(Items from a data source)
====================

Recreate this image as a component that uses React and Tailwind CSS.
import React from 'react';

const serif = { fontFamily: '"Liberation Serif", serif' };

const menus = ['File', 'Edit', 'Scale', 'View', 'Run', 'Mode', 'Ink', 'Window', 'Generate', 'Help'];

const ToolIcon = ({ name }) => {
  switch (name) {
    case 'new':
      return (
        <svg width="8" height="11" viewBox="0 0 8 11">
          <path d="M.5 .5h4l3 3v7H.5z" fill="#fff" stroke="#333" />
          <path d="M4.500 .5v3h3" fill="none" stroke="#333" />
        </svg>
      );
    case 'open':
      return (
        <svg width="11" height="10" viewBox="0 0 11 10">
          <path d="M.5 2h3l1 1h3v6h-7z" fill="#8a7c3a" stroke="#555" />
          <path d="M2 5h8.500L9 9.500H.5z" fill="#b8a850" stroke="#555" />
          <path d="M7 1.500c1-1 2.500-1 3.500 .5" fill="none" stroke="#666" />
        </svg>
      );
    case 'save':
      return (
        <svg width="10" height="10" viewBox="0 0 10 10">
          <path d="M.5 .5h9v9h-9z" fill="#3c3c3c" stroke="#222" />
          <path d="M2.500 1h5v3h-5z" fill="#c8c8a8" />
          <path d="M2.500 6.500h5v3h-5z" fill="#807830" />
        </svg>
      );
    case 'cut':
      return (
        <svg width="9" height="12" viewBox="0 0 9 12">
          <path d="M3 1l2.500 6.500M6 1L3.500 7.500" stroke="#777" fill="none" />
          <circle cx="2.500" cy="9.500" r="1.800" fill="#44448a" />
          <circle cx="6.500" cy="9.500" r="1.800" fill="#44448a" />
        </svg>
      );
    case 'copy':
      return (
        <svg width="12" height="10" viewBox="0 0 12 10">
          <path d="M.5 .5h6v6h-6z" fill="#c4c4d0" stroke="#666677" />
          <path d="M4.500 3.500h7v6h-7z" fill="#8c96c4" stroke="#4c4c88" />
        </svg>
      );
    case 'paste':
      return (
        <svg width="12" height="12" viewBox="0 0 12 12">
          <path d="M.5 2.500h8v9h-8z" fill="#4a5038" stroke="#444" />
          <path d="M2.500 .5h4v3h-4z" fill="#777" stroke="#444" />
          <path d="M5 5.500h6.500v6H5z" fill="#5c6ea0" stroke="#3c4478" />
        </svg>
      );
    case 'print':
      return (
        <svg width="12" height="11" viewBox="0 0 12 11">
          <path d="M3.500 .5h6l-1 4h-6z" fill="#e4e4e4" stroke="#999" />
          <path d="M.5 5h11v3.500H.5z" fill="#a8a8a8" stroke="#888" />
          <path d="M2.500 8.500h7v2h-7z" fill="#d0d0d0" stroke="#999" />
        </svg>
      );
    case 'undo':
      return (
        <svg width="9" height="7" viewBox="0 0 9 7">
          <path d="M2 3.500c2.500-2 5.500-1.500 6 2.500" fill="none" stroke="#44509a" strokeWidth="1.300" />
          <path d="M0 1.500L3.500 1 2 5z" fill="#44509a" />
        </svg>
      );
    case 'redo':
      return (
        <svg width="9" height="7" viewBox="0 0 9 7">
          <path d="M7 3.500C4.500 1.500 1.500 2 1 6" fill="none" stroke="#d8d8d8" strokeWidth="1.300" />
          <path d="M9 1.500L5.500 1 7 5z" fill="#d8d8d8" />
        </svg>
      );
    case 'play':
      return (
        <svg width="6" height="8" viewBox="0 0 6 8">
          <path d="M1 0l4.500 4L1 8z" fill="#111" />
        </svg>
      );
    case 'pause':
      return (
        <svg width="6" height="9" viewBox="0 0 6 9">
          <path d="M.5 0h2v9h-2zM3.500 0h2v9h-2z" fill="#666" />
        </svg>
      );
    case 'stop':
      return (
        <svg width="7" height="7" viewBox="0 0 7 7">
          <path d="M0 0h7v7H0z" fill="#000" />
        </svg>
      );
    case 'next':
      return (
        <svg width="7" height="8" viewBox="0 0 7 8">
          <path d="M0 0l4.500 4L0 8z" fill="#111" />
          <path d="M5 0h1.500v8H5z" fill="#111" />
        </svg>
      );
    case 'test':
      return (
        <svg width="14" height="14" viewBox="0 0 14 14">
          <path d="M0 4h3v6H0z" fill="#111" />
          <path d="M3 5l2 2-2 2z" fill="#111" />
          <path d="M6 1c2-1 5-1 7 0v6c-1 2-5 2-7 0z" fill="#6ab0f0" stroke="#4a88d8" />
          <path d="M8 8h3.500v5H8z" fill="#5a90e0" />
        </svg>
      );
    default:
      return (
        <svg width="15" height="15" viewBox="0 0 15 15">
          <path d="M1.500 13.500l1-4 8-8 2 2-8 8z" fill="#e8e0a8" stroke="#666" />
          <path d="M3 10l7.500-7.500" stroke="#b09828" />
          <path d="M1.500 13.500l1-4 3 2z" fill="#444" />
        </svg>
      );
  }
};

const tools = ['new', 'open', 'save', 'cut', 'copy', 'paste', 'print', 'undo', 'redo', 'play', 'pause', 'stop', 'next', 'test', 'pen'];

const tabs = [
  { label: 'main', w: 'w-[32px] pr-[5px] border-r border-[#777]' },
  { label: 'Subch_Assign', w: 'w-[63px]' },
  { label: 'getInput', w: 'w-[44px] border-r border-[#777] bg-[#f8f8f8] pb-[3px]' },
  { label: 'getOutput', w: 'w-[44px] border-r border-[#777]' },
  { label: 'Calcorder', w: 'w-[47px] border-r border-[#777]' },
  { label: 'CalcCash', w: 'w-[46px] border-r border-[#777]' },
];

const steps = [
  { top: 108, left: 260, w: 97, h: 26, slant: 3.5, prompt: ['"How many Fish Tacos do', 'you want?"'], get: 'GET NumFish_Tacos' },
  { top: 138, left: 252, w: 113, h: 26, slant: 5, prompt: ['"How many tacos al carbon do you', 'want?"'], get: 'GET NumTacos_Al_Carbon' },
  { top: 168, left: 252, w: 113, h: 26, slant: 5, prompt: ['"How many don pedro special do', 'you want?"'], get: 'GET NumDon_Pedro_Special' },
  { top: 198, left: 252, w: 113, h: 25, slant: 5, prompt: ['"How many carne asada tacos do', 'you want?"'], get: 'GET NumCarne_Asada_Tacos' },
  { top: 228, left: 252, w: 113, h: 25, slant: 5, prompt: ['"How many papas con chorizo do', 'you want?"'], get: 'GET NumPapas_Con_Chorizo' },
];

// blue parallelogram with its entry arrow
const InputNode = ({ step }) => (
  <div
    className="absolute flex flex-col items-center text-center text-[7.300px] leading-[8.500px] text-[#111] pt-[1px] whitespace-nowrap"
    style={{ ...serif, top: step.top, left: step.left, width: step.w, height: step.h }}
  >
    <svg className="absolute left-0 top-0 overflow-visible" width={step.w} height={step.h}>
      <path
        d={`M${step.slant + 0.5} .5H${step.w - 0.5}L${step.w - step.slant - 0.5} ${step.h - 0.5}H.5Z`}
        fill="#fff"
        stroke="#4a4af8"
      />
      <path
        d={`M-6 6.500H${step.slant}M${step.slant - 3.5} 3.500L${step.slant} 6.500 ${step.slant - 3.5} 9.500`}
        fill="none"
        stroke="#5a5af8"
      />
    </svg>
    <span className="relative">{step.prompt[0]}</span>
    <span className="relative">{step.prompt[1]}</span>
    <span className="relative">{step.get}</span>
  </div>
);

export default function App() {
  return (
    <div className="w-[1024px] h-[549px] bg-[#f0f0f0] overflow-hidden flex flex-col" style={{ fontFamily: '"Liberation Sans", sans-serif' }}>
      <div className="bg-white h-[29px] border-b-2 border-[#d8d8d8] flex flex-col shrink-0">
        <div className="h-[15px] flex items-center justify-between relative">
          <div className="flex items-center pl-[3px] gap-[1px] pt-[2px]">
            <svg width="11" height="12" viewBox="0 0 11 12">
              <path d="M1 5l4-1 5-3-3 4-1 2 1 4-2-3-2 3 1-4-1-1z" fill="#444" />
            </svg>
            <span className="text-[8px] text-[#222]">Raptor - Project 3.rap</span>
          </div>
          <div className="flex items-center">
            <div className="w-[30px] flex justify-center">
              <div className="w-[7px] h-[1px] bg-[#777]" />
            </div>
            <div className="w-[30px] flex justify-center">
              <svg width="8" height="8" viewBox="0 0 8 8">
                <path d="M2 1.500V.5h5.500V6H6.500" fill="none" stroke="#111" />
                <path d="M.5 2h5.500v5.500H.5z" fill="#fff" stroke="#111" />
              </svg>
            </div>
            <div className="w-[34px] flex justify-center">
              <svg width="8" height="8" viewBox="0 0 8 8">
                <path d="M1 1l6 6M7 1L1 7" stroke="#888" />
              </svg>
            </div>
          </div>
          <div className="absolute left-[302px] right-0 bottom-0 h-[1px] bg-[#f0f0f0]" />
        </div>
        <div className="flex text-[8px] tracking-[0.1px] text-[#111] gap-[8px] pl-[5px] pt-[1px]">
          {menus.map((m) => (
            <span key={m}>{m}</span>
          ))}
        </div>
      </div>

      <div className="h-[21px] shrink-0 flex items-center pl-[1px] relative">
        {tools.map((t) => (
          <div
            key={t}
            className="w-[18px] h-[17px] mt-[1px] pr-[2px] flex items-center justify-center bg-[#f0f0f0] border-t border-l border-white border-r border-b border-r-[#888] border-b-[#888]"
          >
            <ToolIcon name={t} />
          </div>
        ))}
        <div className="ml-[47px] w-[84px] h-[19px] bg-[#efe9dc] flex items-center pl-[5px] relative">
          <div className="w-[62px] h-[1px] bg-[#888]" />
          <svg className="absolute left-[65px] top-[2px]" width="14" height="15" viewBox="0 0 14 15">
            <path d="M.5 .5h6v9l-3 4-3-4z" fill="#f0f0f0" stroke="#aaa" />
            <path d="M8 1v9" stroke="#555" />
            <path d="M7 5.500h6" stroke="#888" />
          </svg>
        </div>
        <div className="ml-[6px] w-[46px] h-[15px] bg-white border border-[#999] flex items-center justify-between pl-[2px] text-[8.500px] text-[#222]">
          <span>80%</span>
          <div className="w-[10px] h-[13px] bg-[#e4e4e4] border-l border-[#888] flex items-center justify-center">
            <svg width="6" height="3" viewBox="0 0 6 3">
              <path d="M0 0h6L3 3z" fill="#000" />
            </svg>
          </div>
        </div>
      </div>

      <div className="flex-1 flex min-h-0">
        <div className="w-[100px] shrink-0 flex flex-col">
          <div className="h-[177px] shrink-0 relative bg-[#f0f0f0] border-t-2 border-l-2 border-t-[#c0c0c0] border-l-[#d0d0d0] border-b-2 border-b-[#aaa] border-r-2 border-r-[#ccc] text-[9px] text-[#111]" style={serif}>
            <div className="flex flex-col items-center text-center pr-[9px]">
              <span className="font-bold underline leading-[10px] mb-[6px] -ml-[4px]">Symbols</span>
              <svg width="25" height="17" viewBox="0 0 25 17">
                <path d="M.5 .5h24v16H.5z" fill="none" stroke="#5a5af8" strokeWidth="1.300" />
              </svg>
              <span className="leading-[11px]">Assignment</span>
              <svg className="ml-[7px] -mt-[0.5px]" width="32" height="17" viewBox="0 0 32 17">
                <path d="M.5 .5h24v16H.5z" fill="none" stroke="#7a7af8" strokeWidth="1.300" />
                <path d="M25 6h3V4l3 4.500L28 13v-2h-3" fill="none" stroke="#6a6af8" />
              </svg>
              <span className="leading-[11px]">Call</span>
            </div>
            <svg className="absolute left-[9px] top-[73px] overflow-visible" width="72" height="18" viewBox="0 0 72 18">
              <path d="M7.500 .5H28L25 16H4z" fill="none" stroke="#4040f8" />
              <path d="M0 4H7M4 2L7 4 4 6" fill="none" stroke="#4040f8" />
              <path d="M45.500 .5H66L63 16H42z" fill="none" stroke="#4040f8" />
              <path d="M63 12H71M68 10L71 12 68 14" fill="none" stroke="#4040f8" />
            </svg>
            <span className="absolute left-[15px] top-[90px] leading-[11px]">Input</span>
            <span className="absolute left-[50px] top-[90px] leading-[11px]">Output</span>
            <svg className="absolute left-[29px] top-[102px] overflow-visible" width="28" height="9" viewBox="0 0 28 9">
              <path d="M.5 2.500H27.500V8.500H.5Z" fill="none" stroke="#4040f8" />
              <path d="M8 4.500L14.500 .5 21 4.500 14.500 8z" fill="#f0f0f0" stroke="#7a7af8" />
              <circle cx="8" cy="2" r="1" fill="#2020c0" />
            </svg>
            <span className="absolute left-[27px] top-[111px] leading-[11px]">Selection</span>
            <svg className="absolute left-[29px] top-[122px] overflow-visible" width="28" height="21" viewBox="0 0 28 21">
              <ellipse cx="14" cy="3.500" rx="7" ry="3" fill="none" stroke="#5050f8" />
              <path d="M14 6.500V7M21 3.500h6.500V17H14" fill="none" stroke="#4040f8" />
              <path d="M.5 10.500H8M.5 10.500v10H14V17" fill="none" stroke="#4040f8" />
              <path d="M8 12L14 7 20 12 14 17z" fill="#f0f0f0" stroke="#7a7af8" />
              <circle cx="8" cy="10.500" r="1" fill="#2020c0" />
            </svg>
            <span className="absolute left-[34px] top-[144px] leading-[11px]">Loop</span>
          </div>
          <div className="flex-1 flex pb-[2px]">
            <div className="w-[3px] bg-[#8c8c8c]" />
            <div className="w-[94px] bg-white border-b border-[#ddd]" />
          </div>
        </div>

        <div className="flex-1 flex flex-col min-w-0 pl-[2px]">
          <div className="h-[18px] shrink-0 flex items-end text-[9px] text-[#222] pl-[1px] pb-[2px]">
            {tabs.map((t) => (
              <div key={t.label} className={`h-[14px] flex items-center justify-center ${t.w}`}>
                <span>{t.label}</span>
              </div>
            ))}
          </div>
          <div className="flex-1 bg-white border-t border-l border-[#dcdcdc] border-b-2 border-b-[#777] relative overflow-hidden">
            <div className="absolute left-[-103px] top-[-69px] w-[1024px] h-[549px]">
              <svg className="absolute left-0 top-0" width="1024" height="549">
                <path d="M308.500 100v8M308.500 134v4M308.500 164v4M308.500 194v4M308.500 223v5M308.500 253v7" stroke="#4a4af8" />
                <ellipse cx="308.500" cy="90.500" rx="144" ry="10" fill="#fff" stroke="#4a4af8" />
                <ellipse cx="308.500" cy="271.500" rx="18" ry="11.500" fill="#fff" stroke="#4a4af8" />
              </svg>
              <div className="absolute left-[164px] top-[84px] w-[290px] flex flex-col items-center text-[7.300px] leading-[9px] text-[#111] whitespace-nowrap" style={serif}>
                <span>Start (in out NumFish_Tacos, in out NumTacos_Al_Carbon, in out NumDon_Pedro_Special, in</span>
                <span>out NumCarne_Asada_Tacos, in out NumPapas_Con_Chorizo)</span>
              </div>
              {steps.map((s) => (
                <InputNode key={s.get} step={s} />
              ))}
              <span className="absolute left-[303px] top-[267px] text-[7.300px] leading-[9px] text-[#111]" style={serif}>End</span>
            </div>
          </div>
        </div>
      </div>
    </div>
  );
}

====================

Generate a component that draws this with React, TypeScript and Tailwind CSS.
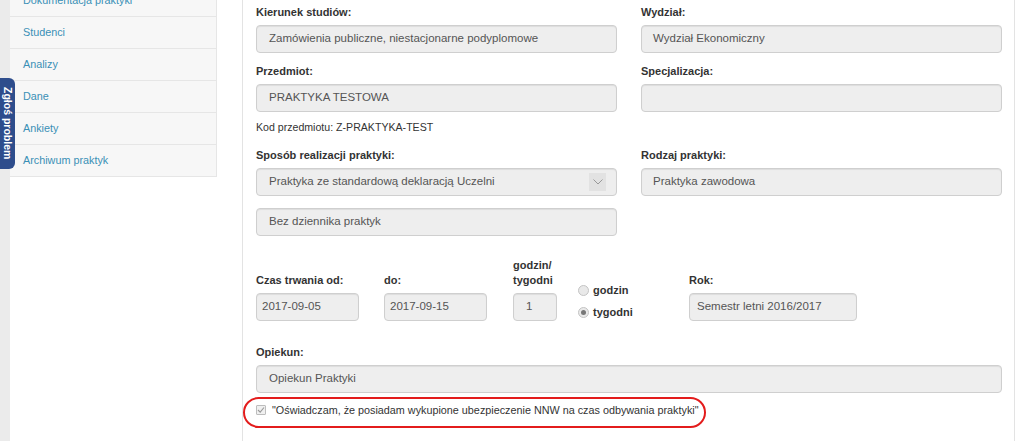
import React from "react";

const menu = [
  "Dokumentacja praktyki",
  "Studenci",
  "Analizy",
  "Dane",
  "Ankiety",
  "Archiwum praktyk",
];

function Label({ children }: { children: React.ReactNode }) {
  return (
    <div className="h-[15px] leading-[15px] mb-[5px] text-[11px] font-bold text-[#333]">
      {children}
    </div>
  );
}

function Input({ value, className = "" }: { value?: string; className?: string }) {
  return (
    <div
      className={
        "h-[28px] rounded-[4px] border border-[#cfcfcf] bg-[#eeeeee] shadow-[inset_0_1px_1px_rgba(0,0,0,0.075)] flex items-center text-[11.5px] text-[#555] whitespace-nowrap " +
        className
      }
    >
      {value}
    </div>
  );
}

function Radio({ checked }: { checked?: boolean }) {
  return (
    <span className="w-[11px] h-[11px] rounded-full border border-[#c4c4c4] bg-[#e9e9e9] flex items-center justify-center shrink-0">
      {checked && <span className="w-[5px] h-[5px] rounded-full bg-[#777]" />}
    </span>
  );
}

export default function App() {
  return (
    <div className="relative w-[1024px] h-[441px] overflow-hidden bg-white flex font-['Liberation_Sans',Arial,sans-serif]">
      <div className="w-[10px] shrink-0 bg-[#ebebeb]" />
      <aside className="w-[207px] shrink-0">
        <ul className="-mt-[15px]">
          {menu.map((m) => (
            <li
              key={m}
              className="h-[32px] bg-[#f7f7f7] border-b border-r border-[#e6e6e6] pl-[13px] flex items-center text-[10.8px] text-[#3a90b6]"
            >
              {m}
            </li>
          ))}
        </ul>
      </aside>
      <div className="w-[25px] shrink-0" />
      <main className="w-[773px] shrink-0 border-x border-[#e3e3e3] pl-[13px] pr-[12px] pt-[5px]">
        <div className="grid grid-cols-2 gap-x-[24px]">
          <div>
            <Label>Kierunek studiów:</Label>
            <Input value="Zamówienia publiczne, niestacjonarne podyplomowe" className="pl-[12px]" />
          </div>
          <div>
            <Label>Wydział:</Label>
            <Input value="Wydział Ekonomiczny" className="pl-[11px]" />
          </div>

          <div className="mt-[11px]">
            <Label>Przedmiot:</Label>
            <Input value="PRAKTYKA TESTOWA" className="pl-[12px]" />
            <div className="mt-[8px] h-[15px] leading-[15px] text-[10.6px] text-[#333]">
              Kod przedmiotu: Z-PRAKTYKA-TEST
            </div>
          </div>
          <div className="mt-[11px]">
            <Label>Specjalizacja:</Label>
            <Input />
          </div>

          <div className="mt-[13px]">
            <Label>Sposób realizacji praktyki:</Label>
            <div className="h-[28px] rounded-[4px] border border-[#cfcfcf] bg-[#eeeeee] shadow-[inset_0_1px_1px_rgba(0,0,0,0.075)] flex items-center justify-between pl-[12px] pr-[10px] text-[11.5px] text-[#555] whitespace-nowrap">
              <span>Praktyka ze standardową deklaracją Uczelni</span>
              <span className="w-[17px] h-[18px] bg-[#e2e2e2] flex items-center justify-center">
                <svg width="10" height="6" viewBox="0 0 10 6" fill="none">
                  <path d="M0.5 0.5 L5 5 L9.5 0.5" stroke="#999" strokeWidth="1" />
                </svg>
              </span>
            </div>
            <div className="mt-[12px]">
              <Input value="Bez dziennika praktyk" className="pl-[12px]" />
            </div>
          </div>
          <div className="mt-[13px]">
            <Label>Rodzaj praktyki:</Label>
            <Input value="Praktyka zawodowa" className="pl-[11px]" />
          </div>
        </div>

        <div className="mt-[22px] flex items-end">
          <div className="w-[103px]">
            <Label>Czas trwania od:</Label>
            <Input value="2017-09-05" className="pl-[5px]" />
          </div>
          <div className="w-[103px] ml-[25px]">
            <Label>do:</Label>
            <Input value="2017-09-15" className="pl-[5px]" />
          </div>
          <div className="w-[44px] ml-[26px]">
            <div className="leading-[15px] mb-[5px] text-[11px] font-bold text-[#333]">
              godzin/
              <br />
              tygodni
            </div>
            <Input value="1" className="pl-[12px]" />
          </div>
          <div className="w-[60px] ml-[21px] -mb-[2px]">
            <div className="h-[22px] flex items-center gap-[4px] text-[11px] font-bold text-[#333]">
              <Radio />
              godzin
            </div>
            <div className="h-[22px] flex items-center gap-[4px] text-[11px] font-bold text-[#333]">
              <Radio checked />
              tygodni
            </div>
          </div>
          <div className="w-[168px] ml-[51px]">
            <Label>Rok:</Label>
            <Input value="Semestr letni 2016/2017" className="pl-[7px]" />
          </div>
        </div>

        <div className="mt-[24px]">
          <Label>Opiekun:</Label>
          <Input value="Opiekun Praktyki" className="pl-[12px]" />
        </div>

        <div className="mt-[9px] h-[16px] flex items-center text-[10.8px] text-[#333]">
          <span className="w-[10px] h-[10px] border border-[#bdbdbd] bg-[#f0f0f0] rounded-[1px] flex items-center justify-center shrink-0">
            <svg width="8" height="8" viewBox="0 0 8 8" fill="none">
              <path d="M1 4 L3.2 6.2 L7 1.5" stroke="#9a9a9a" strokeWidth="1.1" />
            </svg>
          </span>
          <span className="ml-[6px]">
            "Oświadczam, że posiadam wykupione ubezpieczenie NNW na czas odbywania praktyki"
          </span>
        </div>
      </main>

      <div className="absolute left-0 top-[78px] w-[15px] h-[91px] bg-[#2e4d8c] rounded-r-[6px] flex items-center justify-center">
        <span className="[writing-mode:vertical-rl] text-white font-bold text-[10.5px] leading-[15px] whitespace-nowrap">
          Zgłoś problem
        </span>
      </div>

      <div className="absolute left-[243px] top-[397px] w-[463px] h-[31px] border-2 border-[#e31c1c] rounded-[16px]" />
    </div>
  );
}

====================

◆ Given exercise ◆
Gather up the lines that contain the word "component".

◆ Task output ◆
Recreate this image as a component that uses React and Tailwind CSS.
Generate a component that draws this with React, TypeScript and Tailwind CSS.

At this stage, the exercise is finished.